Output, please, exactly those lines of the listing that come before the line with "import React from", along with that line itself.
☆ ☆ ☆ ☆ ☆
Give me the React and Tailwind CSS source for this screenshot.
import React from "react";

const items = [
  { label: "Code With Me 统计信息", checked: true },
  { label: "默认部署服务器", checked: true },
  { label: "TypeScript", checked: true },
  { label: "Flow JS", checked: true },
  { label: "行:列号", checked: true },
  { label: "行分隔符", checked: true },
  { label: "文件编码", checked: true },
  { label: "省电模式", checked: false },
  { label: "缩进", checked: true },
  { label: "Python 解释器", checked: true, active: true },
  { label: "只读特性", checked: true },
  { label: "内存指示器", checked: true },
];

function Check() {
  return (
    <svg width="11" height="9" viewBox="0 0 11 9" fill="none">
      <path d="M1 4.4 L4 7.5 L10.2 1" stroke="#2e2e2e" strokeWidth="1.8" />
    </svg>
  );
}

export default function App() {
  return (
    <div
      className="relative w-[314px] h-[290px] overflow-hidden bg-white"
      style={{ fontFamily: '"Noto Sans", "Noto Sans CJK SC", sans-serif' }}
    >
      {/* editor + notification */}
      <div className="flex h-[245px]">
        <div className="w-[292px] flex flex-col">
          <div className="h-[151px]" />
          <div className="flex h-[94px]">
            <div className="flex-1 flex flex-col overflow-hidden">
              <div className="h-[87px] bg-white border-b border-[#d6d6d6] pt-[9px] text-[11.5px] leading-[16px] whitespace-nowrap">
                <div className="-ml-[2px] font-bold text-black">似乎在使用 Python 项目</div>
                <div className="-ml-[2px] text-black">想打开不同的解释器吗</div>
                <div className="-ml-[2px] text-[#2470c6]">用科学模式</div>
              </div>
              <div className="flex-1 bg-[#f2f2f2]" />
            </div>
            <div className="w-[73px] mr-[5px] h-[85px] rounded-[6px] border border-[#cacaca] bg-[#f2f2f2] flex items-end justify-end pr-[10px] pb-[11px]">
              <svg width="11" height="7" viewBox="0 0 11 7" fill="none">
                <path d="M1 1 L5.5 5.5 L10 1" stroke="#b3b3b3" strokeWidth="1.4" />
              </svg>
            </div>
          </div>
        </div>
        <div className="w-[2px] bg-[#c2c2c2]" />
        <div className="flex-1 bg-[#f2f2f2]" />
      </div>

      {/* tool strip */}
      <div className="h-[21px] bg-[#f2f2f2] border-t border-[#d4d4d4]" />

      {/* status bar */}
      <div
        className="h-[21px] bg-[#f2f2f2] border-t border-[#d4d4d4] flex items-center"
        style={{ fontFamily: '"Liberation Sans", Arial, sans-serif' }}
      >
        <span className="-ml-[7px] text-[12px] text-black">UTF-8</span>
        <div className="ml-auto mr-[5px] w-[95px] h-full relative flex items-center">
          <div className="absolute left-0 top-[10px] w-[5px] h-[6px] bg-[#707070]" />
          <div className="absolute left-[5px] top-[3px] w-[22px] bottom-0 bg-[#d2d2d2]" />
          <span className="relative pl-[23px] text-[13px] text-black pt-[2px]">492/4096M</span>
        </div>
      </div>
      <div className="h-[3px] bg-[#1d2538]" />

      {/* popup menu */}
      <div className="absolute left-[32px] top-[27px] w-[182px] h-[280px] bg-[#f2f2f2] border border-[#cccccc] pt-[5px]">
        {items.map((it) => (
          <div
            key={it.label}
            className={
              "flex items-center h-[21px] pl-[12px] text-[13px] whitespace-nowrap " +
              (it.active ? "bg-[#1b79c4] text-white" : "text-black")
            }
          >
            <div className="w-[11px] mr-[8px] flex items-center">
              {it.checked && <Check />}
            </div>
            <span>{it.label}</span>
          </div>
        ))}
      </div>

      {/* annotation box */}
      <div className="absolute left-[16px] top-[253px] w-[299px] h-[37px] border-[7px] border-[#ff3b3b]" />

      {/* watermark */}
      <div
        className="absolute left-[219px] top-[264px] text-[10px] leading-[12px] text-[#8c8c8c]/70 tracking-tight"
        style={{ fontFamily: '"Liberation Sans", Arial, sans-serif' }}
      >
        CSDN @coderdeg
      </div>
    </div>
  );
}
☆ ☆ ☆ ☆ ☆
## [EXERCISE SOLUTION]
Give me the React and Tailwind CSS source for this screenshot.
import React from "react";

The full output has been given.